### Stated exercise
From the records below, print only the part that opens with the line containing "Clone this screenshot" and closes with the line containing "FaHome, FaSignInAlt, FaUsersCog"; omit the pictures.

### Given records
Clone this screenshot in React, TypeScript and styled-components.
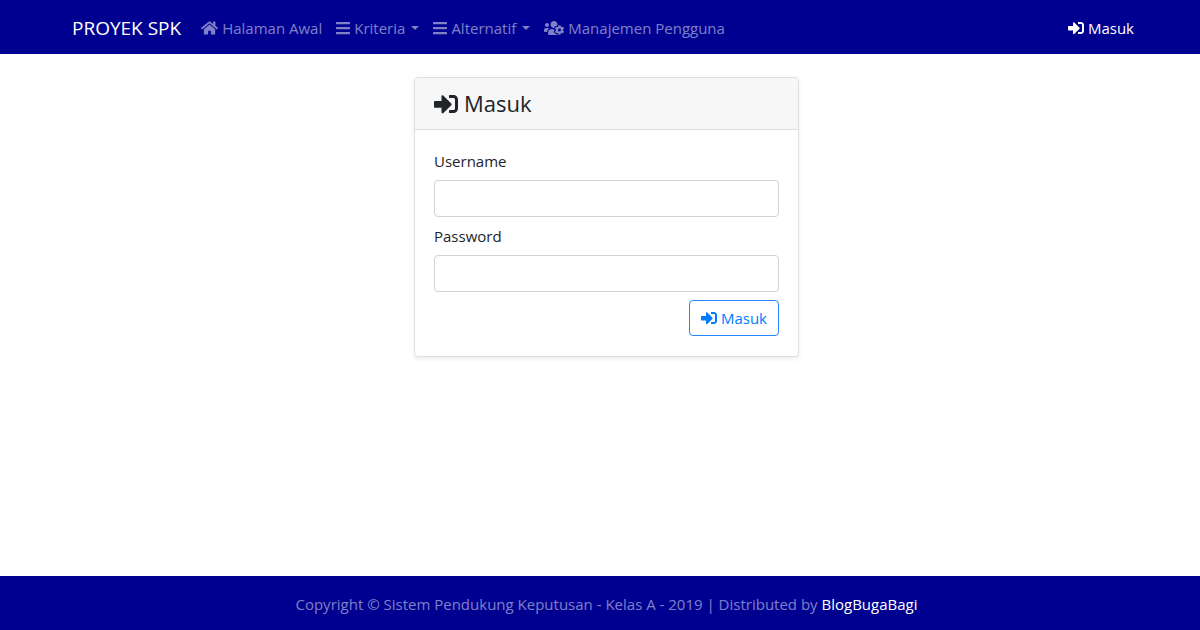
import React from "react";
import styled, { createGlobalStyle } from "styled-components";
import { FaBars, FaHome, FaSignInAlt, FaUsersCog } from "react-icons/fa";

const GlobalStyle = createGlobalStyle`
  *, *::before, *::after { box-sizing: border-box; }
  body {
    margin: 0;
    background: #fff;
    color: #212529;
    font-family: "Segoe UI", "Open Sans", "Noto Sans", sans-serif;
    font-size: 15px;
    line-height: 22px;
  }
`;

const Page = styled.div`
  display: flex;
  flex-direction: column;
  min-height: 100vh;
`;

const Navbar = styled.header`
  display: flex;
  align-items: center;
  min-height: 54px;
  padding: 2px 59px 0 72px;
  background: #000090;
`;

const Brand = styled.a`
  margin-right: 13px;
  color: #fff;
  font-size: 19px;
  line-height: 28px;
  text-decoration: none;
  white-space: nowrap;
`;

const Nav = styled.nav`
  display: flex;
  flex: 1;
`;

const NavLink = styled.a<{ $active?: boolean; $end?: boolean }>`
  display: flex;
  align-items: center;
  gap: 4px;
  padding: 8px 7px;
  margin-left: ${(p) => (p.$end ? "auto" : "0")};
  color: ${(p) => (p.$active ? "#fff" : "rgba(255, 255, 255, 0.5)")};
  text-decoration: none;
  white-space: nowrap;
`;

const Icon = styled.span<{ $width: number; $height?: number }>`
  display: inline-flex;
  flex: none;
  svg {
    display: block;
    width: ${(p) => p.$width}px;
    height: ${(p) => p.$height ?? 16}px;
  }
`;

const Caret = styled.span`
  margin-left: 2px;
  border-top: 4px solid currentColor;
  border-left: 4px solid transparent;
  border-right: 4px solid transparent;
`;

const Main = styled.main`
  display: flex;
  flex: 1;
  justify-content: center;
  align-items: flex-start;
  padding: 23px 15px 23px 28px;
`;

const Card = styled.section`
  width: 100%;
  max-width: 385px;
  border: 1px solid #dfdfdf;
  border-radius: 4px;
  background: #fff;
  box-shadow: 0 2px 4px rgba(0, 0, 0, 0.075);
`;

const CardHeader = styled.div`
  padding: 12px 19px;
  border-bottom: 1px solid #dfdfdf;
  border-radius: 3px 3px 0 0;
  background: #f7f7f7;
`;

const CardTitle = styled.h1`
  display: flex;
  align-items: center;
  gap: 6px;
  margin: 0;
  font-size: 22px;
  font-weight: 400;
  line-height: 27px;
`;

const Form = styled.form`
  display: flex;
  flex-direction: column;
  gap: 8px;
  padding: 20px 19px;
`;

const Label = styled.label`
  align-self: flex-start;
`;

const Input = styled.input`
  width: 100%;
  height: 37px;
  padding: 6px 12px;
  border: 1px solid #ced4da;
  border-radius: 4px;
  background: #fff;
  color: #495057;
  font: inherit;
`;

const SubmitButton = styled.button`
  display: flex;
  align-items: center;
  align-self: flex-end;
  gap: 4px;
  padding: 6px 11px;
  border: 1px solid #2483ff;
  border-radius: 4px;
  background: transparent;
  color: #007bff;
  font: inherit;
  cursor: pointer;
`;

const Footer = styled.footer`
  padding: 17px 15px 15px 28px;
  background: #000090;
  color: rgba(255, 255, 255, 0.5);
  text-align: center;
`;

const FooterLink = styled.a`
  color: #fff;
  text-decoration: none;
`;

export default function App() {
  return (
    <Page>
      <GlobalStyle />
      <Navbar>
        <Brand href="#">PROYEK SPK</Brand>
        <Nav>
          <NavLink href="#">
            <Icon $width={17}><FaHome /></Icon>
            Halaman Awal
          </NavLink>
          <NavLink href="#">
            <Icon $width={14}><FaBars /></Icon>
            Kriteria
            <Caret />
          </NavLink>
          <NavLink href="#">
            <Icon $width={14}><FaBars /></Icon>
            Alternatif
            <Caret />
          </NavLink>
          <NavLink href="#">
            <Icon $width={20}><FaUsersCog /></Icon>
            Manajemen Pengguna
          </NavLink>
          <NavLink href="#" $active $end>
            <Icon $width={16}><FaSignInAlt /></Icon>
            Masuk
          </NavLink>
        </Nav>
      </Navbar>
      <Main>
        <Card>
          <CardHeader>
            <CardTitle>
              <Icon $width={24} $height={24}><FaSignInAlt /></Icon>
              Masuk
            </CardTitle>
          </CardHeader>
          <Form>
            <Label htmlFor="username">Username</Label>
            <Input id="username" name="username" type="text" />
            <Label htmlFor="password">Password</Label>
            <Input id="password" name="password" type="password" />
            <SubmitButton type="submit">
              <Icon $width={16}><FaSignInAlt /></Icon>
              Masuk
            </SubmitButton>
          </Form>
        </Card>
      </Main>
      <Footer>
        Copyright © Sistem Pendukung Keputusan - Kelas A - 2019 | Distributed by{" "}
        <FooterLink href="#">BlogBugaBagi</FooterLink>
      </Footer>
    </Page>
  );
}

...

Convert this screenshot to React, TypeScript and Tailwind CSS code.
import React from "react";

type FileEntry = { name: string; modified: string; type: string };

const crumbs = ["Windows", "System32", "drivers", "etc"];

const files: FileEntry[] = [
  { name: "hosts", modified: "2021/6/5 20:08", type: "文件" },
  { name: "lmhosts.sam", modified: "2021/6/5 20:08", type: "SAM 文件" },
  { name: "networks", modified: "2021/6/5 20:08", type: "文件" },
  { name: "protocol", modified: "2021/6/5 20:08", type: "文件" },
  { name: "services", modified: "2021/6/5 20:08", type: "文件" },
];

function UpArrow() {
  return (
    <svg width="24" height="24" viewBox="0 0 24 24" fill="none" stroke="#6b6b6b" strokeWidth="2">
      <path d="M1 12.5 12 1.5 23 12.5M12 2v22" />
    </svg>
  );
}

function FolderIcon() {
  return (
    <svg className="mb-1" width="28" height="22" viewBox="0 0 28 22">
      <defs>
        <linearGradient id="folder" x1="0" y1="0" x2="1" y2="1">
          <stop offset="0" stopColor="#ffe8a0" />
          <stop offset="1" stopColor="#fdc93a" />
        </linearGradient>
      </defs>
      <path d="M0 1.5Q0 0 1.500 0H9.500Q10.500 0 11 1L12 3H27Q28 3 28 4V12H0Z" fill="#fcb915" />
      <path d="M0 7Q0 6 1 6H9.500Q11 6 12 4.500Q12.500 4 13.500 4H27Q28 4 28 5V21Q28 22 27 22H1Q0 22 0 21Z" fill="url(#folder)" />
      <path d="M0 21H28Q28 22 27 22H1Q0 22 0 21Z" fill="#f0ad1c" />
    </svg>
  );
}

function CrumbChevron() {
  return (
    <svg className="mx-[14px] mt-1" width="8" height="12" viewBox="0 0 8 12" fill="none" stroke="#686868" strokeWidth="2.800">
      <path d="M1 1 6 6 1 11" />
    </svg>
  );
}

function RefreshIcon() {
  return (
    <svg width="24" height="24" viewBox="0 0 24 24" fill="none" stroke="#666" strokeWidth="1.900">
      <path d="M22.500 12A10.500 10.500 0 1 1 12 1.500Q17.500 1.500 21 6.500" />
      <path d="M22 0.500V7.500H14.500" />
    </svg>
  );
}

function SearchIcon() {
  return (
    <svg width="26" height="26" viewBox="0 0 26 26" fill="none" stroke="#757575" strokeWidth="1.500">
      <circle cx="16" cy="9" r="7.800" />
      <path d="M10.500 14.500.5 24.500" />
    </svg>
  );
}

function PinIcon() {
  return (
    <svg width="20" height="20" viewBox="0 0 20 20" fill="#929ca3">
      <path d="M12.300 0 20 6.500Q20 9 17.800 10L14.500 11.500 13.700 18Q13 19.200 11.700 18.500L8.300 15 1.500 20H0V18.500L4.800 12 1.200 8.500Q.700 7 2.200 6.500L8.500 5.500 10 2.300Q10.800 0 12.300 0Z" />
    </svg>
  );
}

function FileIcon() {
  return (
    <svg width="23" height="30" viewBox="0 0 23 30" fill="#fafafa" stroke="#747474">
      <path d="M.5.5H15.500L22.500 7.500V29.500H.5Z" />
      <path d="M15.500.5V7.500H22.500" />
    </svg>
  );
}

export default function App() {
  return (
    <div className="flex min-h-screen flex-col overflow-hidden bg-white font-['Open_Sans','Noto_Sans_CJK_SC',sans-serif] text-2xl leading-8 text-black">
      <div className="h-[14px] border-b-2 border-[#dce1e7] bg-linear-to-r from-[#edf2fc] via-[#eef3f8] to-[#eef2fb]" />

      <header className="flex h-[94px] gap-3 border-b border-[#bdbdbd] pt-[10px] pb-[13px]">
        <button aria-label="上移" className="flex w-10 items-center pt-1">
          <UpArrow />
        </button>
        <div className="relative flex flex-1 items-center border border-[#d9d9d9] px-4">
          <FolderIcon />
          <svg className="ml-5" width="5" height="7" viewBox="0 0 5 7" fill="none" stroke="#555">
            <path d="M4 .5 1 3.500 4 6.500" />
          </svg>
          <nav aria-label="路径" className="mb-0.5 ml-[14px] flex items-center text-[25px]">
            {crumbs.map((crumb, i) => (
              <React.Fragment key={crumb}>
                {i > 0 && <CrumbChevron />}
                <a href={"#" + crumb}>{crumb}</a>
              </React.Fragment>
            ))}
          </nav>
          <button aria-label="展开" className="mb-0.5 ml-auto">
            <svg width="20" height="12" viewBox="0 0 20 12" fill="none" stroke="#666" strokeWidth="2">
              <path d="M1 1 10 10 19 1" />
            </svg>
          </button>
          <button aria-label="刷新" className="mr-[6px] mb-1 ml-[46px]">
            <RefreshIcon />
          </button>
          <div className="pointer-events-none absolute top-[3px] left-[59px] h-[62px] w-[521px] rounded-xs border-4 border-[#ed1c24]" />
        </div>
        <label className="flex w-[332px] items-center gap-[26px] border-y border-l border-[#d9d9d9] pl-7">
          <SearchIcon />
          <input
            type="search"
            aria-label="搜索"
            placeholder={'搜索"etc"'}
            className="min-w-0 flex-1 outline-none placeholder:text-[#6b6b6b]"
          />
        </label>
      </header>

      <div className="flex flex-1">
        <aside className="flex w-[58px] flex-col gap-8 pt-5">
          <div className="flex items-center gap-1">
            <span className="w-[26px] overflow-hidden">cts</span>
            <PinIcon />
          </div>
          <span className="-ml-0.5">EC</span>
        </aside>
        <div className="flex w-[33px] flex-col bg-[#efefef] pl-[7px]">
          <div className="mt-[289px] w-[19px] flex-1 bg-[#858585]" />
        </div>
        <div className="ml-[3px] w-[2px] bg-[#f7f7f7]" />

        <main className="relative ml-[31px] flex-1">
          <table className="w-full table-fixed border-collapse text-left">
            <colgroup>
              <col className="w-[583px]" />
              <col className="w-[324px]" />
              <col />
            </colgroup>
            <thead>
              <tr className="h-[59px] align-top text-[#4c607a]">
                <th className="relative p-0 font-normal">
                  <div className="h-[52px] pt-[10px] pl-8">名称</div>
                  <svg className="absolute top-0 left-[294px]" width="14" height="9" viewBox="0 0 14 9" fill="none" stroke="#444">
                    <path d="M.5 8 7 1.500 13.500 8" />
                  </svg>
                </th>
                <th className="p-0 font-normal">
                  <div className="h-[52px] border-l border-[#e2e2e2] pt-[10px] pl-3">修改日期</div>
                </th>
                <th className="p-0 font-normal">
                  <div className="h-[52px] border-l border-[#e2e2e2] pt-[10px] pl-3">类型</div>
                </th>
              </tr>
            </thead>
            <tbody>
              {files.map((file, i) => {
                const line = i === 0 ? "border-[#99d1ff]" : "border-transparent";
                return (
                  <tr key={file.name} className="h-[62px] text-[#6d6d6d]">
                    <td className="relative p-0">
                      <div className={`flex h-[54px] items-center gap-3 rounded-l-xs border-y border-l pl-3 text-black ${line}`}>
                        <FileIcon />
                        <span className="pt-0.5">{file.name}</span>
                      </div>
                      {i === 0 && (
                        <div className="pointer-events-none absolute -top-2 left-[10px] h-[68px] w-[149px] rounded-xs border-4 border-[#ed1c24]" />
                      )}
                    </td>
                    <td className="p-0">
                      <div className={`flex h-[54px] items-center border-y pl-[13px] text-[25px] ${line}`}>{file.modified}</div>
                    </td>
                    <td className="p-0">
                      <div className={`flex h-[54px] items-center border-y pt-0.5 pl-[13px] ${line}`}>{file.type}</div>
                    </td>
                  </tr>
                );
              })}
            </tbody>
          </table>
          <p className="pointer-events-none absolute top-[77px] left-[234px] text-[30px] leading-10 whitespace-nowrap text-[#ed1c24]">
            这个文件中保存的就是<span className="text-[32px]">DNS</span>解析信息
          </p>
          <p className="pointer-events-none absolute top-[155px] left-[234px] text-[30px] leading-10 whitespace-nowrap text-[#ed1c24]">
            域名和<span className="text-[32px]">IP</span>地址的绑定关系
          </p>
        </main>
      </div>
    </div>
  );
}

==

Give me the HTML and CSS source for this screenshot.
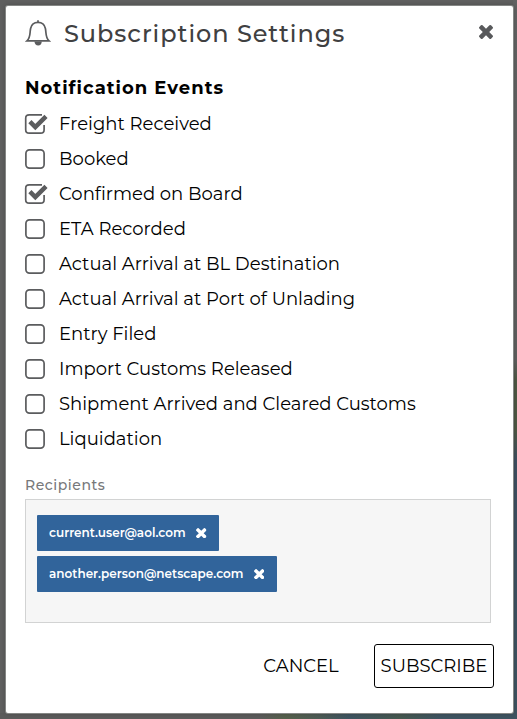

### Response to this task
Clone this screenshot in React, TypeScript and styled-components.
import React from "react";
import styled, { createGlobalStyle } from "styled-components";
import { FaBars, FaHome, FaSignInAlt, FaUsersCog } from "react-icons/fa";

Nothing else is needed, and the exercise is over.